So does Mormonism. Women are absolutely subservient to their husbands, and the Mormon theology of polytheism makes that very clear. I'm sorry you don't care for the word "harem," but I fail to see how it's inaccurate.
quote:
And all of you can be collectively bigotted and mistaken. ... All of your objections based on their refusal to accept YOUR orthodoxy, mean nothing.
And all of your objections to my refusal to accept Mormons as Christians, because I adhere to the term as it has been understood for nearly 2,000 years, mean nothing as well.

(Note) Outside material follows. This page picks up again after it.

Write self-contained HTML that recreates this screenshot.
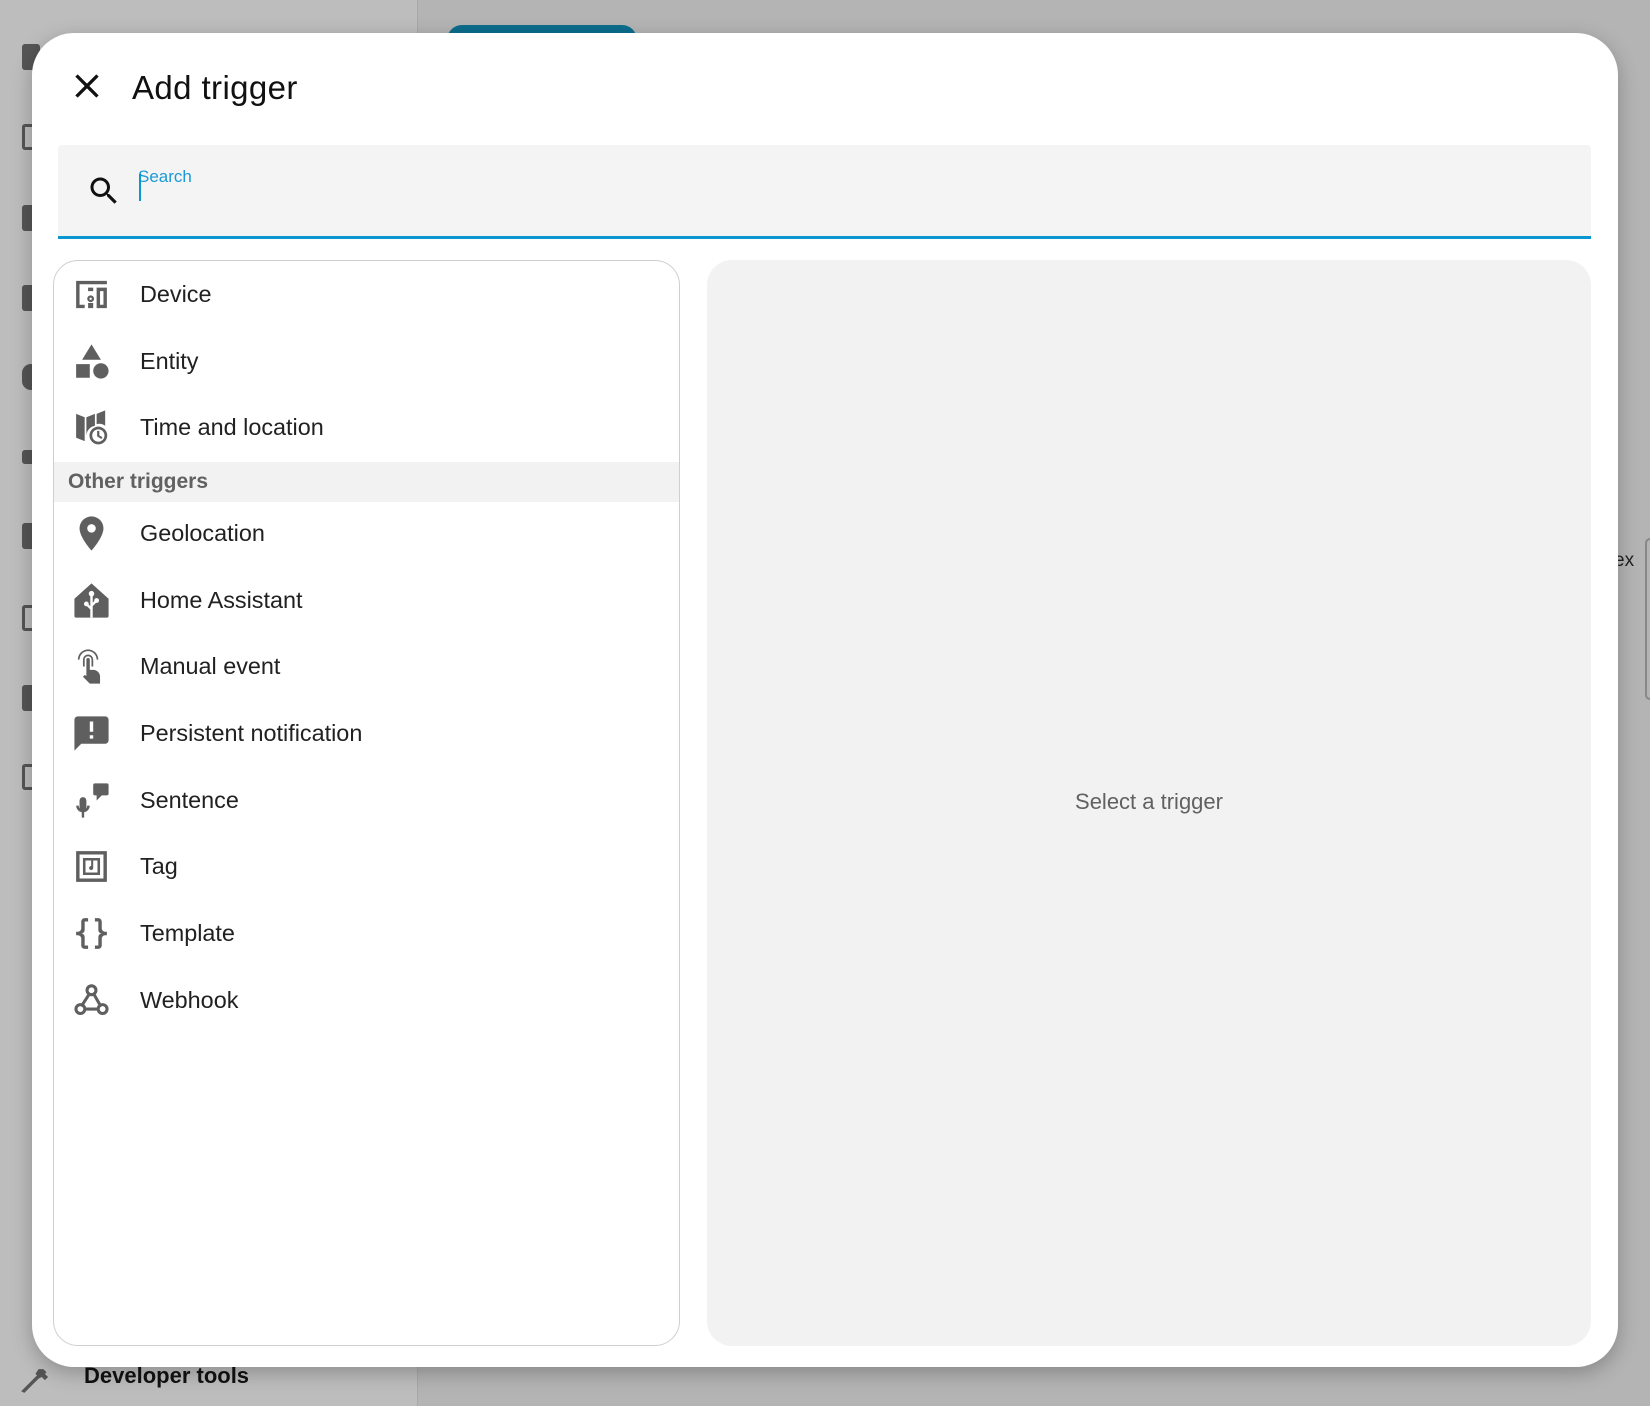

No doubt we can be "bigoted [only one 't' there, hon, and my eye keeps tripping over the repeated error] and mistaken," but at least our religion preaches love and forgiveness, and repentance when we err. There's no "blood atonement," all who accept God's grace end up in just one heaven, and all of us acknowledge just one God.
quote:
You are weary of trying to defend your narrow, bigotted point of view ... The most you can do is select old quotations from their early leaders to slang them with. ...You anticipate that such quotations prove something false about the religion: when all they do is prove what fallible human beings the founders of Mormonism were. Sort of like Peter and Paul, if you are going to be fair about this.
It's curious that you're so anxious to distance Mormonism from its founders. I'm afraid it can't be done. And your comparison of Smith and Young to Peter and Paul is as offensive as it is inaccurate.

I think we can be fairly certain that neither Peter nor Paul ever employed sociopathic hitmen and ordered the murders of their enemies; their preaching was quite the opposite. Neither Peter nor Paul ever forced women into concubinage for themselves and their cronies. Neither Peter nor Paul ever pretended that God spoke only to them and them alone. And so on.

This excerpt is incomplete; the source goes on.